Assume that we have a data-centric, real-time product that: sucks in N raw samples/sec, does some fancy proprietary processing on the input stream, and outputs N value-added measurements/sec. Also assume that for N, the processor is 100% loaded and the load is equally consumed (33.3%) by three interconnected pipeline processes that crunch the data stream.

Next, assume that a new, emerging market demands a system that can handle 3*N input samples per second. The obvious solution is to employ a processor that is 3 times as fast as the legacy processor. Alternatively, (if the nature of the application allows it to be done) the input data stream can be split into thirds , the pipeline can be cloned into three parallel channels allocated to 3 processors, and the output streams can be aggregated together before final output. Both the distributor and the aggregator can be allocated to a fourth system processor or their own processors. The hardware costs would roughly quadruple, the system configuration and control logic would increase in complexity, but the product would theoretically solve the market’s problem and produce a new revenue stream for the org. Instead of four separate processor boxes, a single multi-core (>= 4 CPUs) box may do the trick.

We’re not done yet. Now assume that in the current system, process #1 consumes 80% of the processor load and, because of input sample interdependence, the input stream cannot be split into 3 parallel streams. D’oh!
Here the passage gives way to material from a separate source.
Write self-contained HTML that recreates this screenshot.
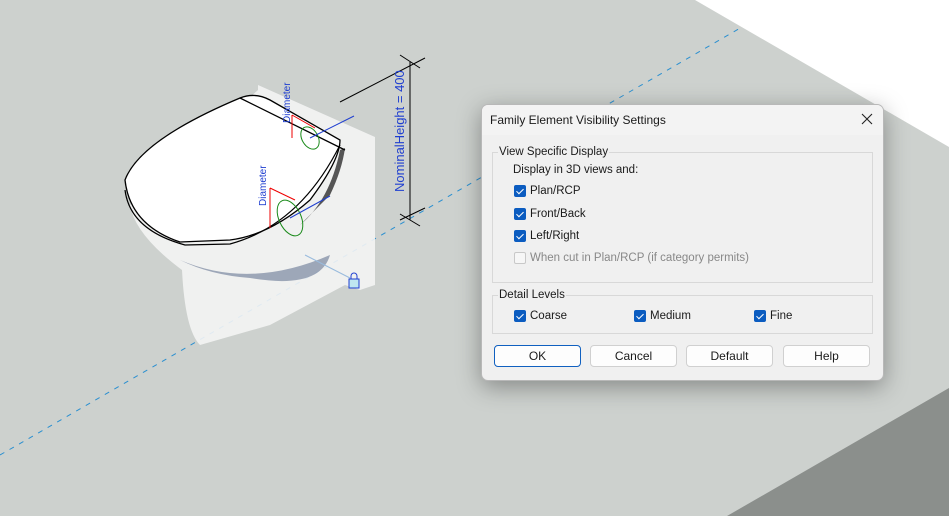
<!DOCTYPE html>
<html><head><meta charset="utf-8"><style>
body{margin:0;width:949px;height:516px;overflow:hidden;position:relative;background:#cdd1ce;font-family:"Liberation Sans",sans-serif}
.dlg{position:absolute;left:481px;top:104px;width:401px;height:275px;background:#f0f0f0;border:1px solid #b8b8b8;border-radius:7px;box-shadow:0 6px 24px rgba(0,0,0,.35);font-size:11.5px;color:#1a1a1a;overflow:hidden}
.tb{height:30px;background:#f3f3f3;position:relative}
.tb span{position:absolute;left:8px;top:8px;font-size:12px}
.x{position:absolute;right:9px;top:7px;width:14px;height:14px}
.grp{position:absolute;border:1px solid #d8d8d8}
.lg{position:absolute;background:#f0f0f0;padding:0 1px}
.cb{position:absolute;width:12px;height:12px;background:#0b5cc0;border-radius:2px}
.cb:after{content:"";position:absolute;left:4px;top:1.5px;width:3px;height:6px;border:solid #fff;border-width:0 1.3px 1.3px 0;transform:rotate(45deg)}
.cb.off{background:#f6f6f6;border:1px solid #c8c8c8;width:10px;height:10px}
.cb.off:after{display:none}
.t{position:absolute}
.btn{position:absolute;top:240px;width:85px;height:20px;background:#fdfdfd;border:1px solid #d0d0d0;border-radius:4px;text-align:center;line-height:20px;font-size:12px}
</style></head><body>
<svg width="949" height="516" style="position:absolute;left:0;top:0">
<polygon points="695,0 949,0 949,147" fill="#fff"/>
<polygon points="949,388 949,516 727,516" fill="#8b8f8c"/>
<line x1="0" y1="455" x2="742" y2="27" stroke="#2a8fd0" stroke-dasharray="5,6" stroke-width="1"/>
<path d="M258,85 L375,137 L375,285 L360,290 L345,285 L270,325 L200,345 Q185,330 182,270 Q135,235 130,205 L258,90Z" fill="#f4f4f4" opacity=".9"/>
<path d="M180,260 Q250,290 330,255 Q320,290 250,278 Q210,275 180,260Z" fill="#5a6a8a" opacity=".55"/>
<path d="M340,150 Q330,200 300,225 L330,195 Q342,170 345,148Z" fill="#555"/>
<path d="M125,180 Q140,140 240,98 Q255,92 270,100 L340,140 Q340,160 310,200 Q270,235 230,240 L180,242 Q130,225 125,180Z" fill="#fff" stroke="#000" stroke-width="1.3"/>
<path d="M125,190 Q130,230 185,245 L230,244 Q300,225 340,145" fill="none" stroke="#000" stroke-width="1.2"/>
<path d="M240,98 L345,150" stroke="#000" stroke-width="1.3"/>
<line x1="410" y1="62" x2="410" y2="220" stroke="#000"/>
<line x1="340" y1="102" x2="425" y2="58" stroke="#000"/>
<line x1="400" y1="55" x2="420" y2="68" stroke="#000"/><line x1="400" y1="214" x2="420" y2="226" stroke="#000"/>
<line x1="400" y1="220" x2="425" y2="208" stroke="#000"/>
<text transform="translate(404,192) rotate(-90)" font-size="13" fill="#1f3fd0" font-family="Liberation Sans">NominalHeight = 400</text>
<text transform="translate(290,123) rotate(-90)" font-size="10" fill="#1f3fd0" font-family="Liberation Sans">Diameter</text>
<text transform="translate(266,206) rotate(-90)" font-size="10" fill="#1f3fd0" font-family="Liberation Sans">Diameter</text>
<ellipse cx="310" cy="138" rx="8" ry="12" transform="rotate(-30 310 138)" fill="none" stroke="#1a8a1a"/>
<ellipse cx="290" cy="218" rx="11" ry="19" transform="rotate(-25 290 218)" fill="none" stroke="#1a8a1a"/>
<path d="M292,115 L292,138 M292,115 L315,128" stroke="#e00" fill="none"/>
<path d="M270,188 L270,228 M270,188 L295,200" stroke="#e00" fill="none"/>
<line x1="310" y1="138" x2="354" y2="116" stroke="#1f3fd0"/>
<line x1="290" y1="218" x2="330" y2="196" stroke="#1f3fd0"/>
<line x1="305" y1="255" x2="350" y2="278" stroke="#9bd"/>
<rect x="349" y="279" width="10" height="9" fill="#bfe6f0" stroke="#1f3fd0"/>
<path d="M351,279 v-3 a3,3 0 0 1 6,0 v3" fill="none" stroke="#1f3fd0"/>
</svg>
<div class="dlg">
<div class="tb"><span>Family Element Visibility Settings</span><svg class="x" viewBox="0 0 14 14"><path d="M2,2 L12,12 M12,2 L2,12" stroke="#222" stroke-width="1.1"/></svg></div>
<div class="grp" style="left:10px;top:47px;width:379px;height:129px"></div>
<div class="lg" style="left:16px;top:41px">View Specific Display</div>
<div class="t" style="left:31px;top:59px">Display in 3D views and:</div>
<div class="cb" style="left:32px;top:80px"></div><div class="t" style="left:48px;top:80px">Plan/RCP</div>
<div class="cb" style="left:32px;top:103px"></div><div class="t" style="left:48px;top:103px">Front/Back</div>
<div class="cb" style="left:32px;top:125px"></div><div class="t" style="left:48px;top:125px">Left/Right</div>
<div class="cb off" style="left:32px;top:147px"></div><div class="t" style="left:48px;top:147px;color:#888">When cut in Plan/RCP (if category permits)</div>
<div class="grp" style="left:10px;top:190px;width:379px;height:37px"></div>
<div class="lg" style="left:16px;top:184px">Detail Levels</div>
<div class="cb" style="left:32px;top:205px"></div><div class="t" style="left:48px;top:205px">Coarse</div>
<div class="cb" style="left:152px;top:205px"></div><div class="t" style="left:168px;top:205px">Medium</div>
<div class="cb" style="left:272px;top:205px"></div><div class="t" style="left:288px;top:205px">Fine</div>
<div class="btn" style="left:12px;border-color:#1060c0">OK</div>
<div class="btn" style="left:108px">Cancel</div>
<div class="btn" style="left:204px">Default</div>
<div class="btn" style="left:301px">Help</div>
</div>
</body></html>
What do we do now?

One approach is to dive into the algorithmic details of the P1 CPU hog and explore parallelization options for the beast. Assume that we are lucky and we discover that we are able to divide and conquer the P1 oinker into 5 equi-hungry sub-algorithms as shown below. In this case, assuming that we can allocate each process to its own CPU (multi-core or separate boxes), then we may be done solving the problem at the application layer. No?

Do you detect any major conceptual holes in this blarticle?
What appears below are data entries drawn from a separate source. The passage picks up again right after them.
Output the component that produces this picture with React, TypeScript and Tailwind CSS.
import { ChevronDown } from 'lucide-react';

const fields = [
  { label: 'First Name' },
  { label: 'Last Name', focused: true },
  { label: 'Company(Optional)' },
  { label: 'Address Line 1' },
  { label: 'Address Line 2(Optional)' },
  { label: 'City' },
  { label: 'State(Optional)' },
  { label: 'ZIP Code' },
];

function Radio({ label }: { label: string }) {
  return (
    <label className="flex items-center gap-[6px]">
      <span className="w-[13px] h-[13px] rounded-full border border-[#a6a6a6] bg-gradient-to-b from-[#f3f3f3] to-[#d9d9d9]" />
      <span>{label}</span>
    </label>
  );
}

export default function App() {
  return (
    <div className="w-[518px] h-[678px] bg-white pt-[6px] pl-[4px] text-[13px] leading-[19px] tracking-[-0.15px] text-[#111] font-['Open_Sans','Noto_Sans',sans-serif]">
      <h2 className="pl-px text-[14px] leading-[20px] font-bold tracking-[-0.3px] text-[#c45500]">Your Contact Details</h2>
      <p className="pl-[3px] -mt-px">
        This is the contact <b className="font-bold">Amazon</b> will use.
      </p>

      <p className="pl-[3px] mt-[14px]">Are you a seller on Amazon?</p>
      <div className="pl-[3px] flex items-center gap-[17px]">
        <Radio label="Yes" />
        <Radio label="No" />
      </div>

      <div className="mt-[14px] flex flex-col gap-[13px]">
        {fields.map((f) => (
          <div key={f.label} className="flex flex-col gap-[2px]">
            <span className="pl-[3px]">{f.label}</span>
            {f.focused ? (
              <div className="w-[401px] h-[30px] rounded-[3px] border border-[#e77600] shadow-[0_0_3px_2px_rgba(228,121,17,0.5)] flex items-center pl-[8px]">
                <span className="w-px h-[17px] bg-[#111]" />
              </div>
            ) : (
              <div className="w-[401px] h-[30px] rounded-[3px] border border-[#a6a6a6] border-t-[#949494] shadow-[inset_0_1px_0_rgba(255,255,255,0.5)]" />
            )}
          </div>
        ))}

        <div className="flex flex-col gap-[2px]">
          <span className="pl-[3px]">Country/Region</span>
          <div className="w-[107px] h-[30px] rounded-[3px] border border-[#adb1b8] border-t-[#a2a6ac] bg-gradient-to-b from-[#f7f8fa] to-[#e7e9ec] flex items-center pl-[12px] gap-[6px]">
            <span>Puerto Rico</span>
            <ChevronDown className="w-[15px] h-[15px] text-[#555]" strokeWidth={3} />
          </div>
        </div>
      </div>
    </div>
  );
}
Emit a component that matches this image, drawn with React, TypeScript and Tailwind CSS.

Machine Age Thinking, Systems Age Thinking

December 1, 2009 Leave a comment

In Ackoff’s Best, Mr. Russell Ackoff states the following

…Machine-Age thinking: (1) decomposition of that which is to be explained, (2) explanation  of the behavior or properties of the parts taken separately,  and (3) aggregating these explanations into an explanation of the whole.  This third step, of course, is synthesis.

The figure below models the classical machine age, mechanistic thinking process described by Ackoff. The problem with this antiquated method of yesteryear is that it doesn’t work very well for systems of any appreciable complexity – especially large socio-technical systems (every one of which is mind-boggingly complex). During the decomposition phase, the interactions between the parts that animate the “thing to be explained” are lost in the freakin’ ether. Even more importantly, the external environment in which the “thing to be explained” lives and interacts is nowhere to be found. This is a huge mistake because the containing environment always has a profound effect on the behavior of the system as a whole.
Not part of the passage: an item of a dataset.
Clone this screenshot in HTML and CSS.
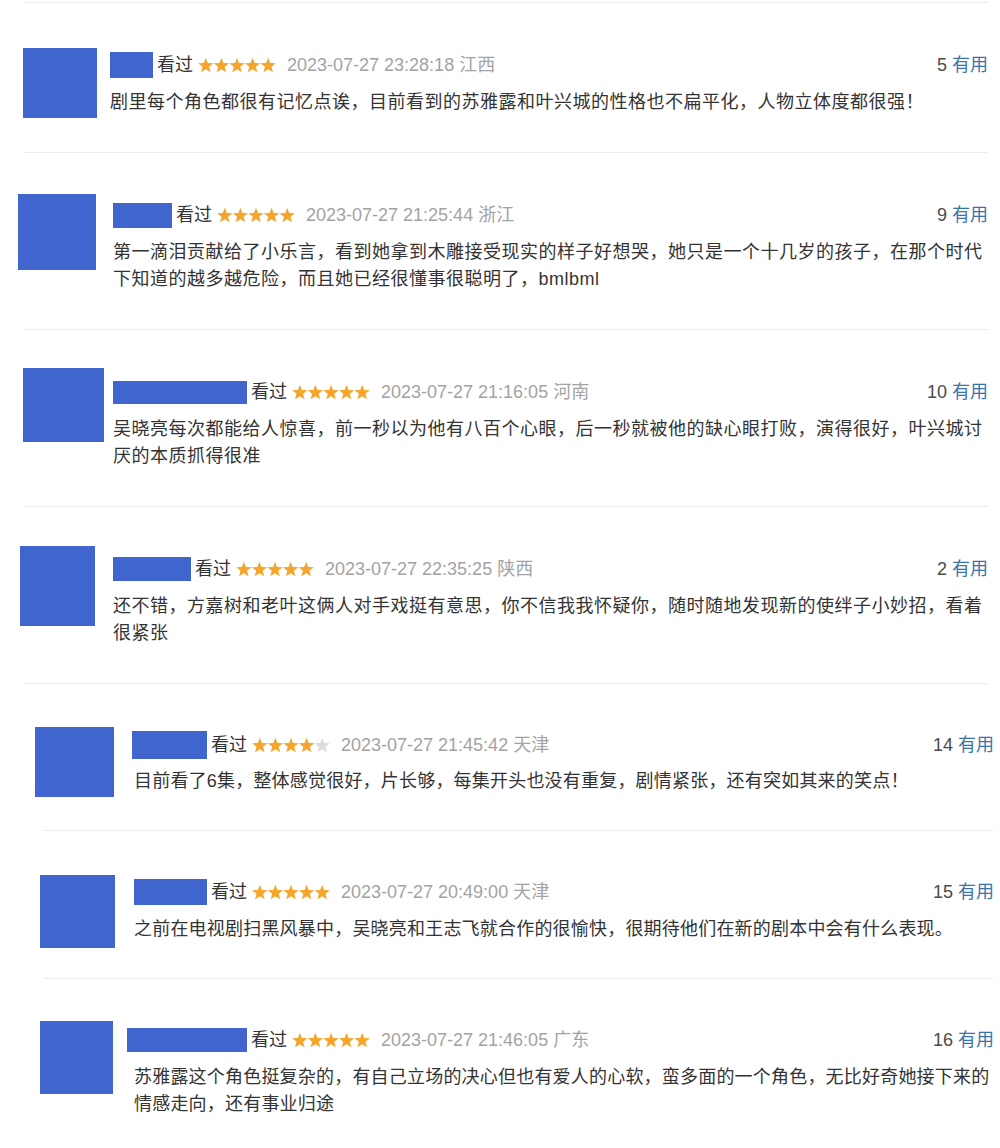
FILE: index.html
```html
<!DOCTYPE html>
<html lang="zh-CN">
<head>
<meta charset="utf-8">
<title>短评</title>
<link rel="stylesheet" href="styles.css">
</head>
<body>
<svg width="0" height="0" class="defs" aria-hidden="true">
  <defs>
    <path id="star" d="M8 0.5L10.06 5.97L15.89 6.24L11.33 9.88L12.88 15.51L8 12.3L3.12 15.51L4.67 9.88L0.11 6.24L5.94 5.97Z"/>
  </defs>
</svg>
<div class="feed">
  <hr class="sep first">

  <div class="comment c1">
    <div class="avatar"></div>
    <div class="body">
      <div class="head">
        <span class="name"></span><span class="status">看过</span>
        <svg class="stars" viewBox="0 0 80 16"><use href="#star" class="on"/><use href="#star" x="16" class="on"/><use href="#star" x="32" class="on"/><use href="#star" x="48" class="on"/><use href="#star" x="64" class="on"/></svg>
        <span class="time">2023-07-27 23:28:18 江西</span>
        <span class="votes"><span class="count">5</span> <span class="useful">有用</span></span>
      </div>
      <p class="text">剧里每个角色都很有记忆点诶，目前看到的苏雅露和叶兴城的性格也不扁平化，人物立体度都很强！</p>
    </div>
  </div>
  <hr class="sep">

  <div class="comment c2">
    <div class="avatar"></div>
    <div class="body">
      <div class="head">
        <span class="name"></span><span class="status">看过</span>
        <svg class="stars" viewBox="0 0 80 16"><use href="#star" class="on"/><use href="#star" x="16" class="on"/><use href="#star" x="32" class="on"/><use href="#star" x="48" class="on"/><use href="#star" x="64" class="on"/></svg>
        <span class="time">2023-07-27 21:25:44 浙江</span>
        <span class="votes"><span class="count">9</span> <span class="useful">有用</span></span>
      </div>
      <p class="text">第一滴泪贡献给了小乐言，看到她拿到木雕接受现实的样子好想哭，她只是一个十几岁的孩子，在那个时代下知道的越多越危险，而且她已经很懂事很聪明了，bmlbml</p>
    </div>
  </div>
  <hr class="sep">

  <div class="comment c3">
    <div class="avatar"></div>
    <div class="body">
      <div class="head">
        <span class="name"></span><span class="status">看过</span>
        <svg class="stars" viewBox="0 0 80 16"><use href="#star" class="on"/><use href="#star" x="16" class="on"/><use href="#star" x="32" class="on"/><use href="#star" x="48" class="on"/><use href="#star" x="64" class="on"/></svg>
        <span class="time">2023-07-27 21:16:05 河南</span>
        <span class="votes"><span class="count">10</span> <span class="useful">有用</span></span>
      </div>
      <p class="text">吴晓亮每次都能给人惊喜，前一秒以为他有八百个心眼，后一秒就被他的缺心眼打败，演得很好，叶兴城讨厌的本质抓得很准</p>
    </div>
  </div>
  <hr class="sep">

  <div class="comment c4">
    <div class="avatar"></div>
    <div class="body">
      <div class="head">
        <span class="name"></span><span class="status">看过</span>
        <svg class="stars" viewBox="0 0 80 16"><use href="#star" class="on"/><use href="#star" x="16" class="on"/><use href="#star" x="32" class="on"/><use href="#star" x="48" class="on"/><use href="#star" x="64" class="on"/></svg>
        <span class="time">2023-07-27 22:35:25 陕西</span>
        <span class="votes"><span class="count">2</span> <span class="useful">有用</span></span>
      </div>
      <p class="text">还不错，方嘉树和老叶这俩人对手戏挺有意思，你不信我我怀疑你，随时随地发现新的使绊子小妙招，看着很紧张</p>
    </div>
  </div>
  <hr class="sep">

  <div class="comment c5">
    <div class="avatar"></div>
    <div class="body">
      <div class="head">
        <span class="name"></span><span class="status">看过</span>
        <svg class="stars" viewBox="0 0 80 16"><use href="#star" class="on"/><use href="#star" x="16" class="on"/><use href="#star" x="32" class="on"/><use href="#star" x="48" class="on"/><use href="#star" x="64" class="off"/></svg>
        <span class="time">2023-07-27 21:45:42 天津</span>
        <span class="votes"><span class="count">14</span> <span class="useful">有用</span></span>
      </div>
      <p class="text">目前看了6集，整体感觉很好，片长够，每集开头也没有重复，剧情紧张，还有突如其来的笑点！</p>
    </div>
  </div>
  <hr class="sep wide">

  <div class="comment c6">
    <div class="avatar"></div>
    <div class="body">
      <div class="head">
        <span class="name"></span><span class="status">看过</span>
        <svg class="stars" viewBox="0 0 80 16"><use href="#star" class="on"/><use href="#star" x="16" class="on"/><use href="#star" x="32" class="on"/><use href="#star" x="48" class="on"/><use href="#star" x="64" class="on"/></svg>
        <span class="time">2023-07-27 20:49:00 天津</span>
        <span class="votes"><span class="count">15</span> <span class="useful">有用</span></span>
      </div>
      <p class="text">之前在电视剧扫黑风暴中，吴晓亮和王志飞就合作的很愉快，很期待他们在新的剧本中会有什么表现。</p>
    </div>
  </div>
  <hr class="sep wide">

  <div class="comment c7">
    <div class="avatar"></div>
    <div class="body">
      <div class="head">
        <span class="name"></span><span class="status">看过</span>
        <svg class="stars" viewBox="0 0 80 16"><use href="#star" class="on"/><use href="#star" x="16" class="on"/><use href="#star" x="32" class="on"/><use href="#star" x="48" class="on"/><use href="#star" x="64" class="on"/></svg>
        <span class="time">2023-07-27 21:46:05 广东</span>
        <span class="votes"><span class="count">16</span> <span class="useful">有用</span></span>
      </div>
      <p class="text">苏雅露这个角色挺复杂的，有自己立场的决心但也有爱人的心软，蛮多面的一个角色，无比好奇她接下来的情感走向，还有事业归途</p>
    </div>
  </div>
</div>
</body>
</html>
```
FILE: styles.css
```css
html, body {
  margin: 0;
  padding: 0;
  background: #ffffff;
}

body {
  font-family: "Liberation Sans", "Noto Sans CJK SC", sans-serif;
  font-size: 18px;
  color: #333333;
}

.defs {
  position: absolute;
  width: 0;
  height: 0;
  overflow: hidden;
}

.feed {
  width: 1000px;
  height: 1148px;
  overflow: hidden;
}

.sep {
  border: 0;
  border-top: 1px solid #ececec;
  height: 0;
  margin: 0 12px 0 24px;
}

.sep.first {
  margin-top: 2px;
}

.sep.wide {
  margin: 0 7px 0 44px;
}

/* one comment */
.comment {
  display: flex;
  align-items: flex-start;
  padding-right: var(--pr, 12px);
  min-height: var(--h, 149px);
  box-sizing: border-box;
}

.avatar {
  flex: none;
  background: #4065cf;
  width: var(--aw);
  height: var(--ah);
  margin-left: var(--ax);
  margin-top: var(--at);
}

.body {
  flex: 1;
  min-width: 0;
  margin-left: var(--gap);
  padding-top: var(--pt, 49px);
  padding-bottom: var(--pb, 35px);
}

.head {
  display: flex;
  align-items: center;
  height: 26px;
  line-height: 26px;
  white-space: nowrap;
}

.name {
  flex: none;
  display: block;
  background: #4065cf;
  width: var(--nw);
  height: var(--nh, 25px);
  margin-left: var(--nx, 0px);
  margin-top: var(--ny, 0px);
}

.status {
  margin-left: 4px;
  color: #333333;
}

.stars {
  flex: none;
  width: 78px;
  height: 16px;
  margin-left: 5px;
  margin-top: -1px;
}

.stars .on {
  fill: #f5a52b;
}

.stars .off {
  fill: #dcdcdc;
}

.time {
  margin-left: 11px;
  color: #a3a3a3;
}

.votes {
  margin-left: auto;
}

.count {
  color: #4a4a4a;
}

.useful {
  color: #3b74ad;
}

.text {
  margin: var(--tm, 11px) 0 0;
  line-height: 27px;
  letter-spacing: var(--ls, 0.5px);
  color: #333333;
}

/* per-item geometry (stitched list) */
.c1 { --ax: 23px; --aw: 74px; --ah: 70px; --at: 45px; --gap: 13px; --nw: 43px; --nh: 26px; --nx: 0px; --h: 149px; }
.c2 { --ax: 18px; --aw: 78px; --ah: 76px; --at: 41px; --gap: 17px; --nw: 59px; --nh: 25px; --h: 176px; }
.c3 { --ax: 23px; --aw: 81px; --ah: 74px; --at: 38px; --gap: 9px;  --nw: 134px; --nh: 23px; --h: 176px; }
.c4 { --ax: 20px; --aw: 75px; --ah: 80px; --at: 39px; --gap: 18px; --nw: 78px; --nh: 24px; --h: 176px; }
.c5 { --ax: 35px; --aw: 79px; --ah: 70px; --at: 43px; --gap: 20px; --nw: 75px; --nh: 28px; --nx: -2px; --h: 146px; --pr: 6px; --pt: 48px; --tm: 10px; --pb: 35px; --ls: 0.2px; }
.c6 { --ax: 40px; --aw: 75px; --ah: 73px; --at: 44px; --gap: 19px; --nw: 73px; --nh: 26px; --h: 147px; --pr: 6px; --pt: 48px; --tm: 11px; --pb: 35px; --ls: 0.2px; }
.c7 { --ax: 40px; --aw: 73px; --ah: 73px; --at: 42px; --gap: 21px; --nw: 120px; --nh: 24px; --nx: -7px; --h: 169px; --pr: 6px; --pt: 48px; --tm: 11px; --pb: 20px; --ls: 0.2px; }
```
Mr. Ackoff professes that the antidote to mechanistic thinking is……. system thinking (duh!):

In the systems approach there are also three steps:

1. Identify a containing whole (system) of which the thing to be explained   is a part.

2. Explain the behavior or properties of the containing whole.

3. Then explain the behavior or properties of the thing to be explained  in terms of its role(s) or function(s) within its containing  whole.

Note that in this sequence, synthesis precedes analysis.

The figure below graphically depicts the systems thinking process. Note that the relationships between the “thing to be explained” and its containing whole are first class citizens in this mode of thinking.

One of the primary reasons why we seek to understand systems is so that we can diagnose and solve problems that arise within established systems; or to design new systems to solve problems that need to be controlled or ameliorated. By applying the wrong thinking style to  a system problem, the cure often ends up being worse than the disease. D’oh!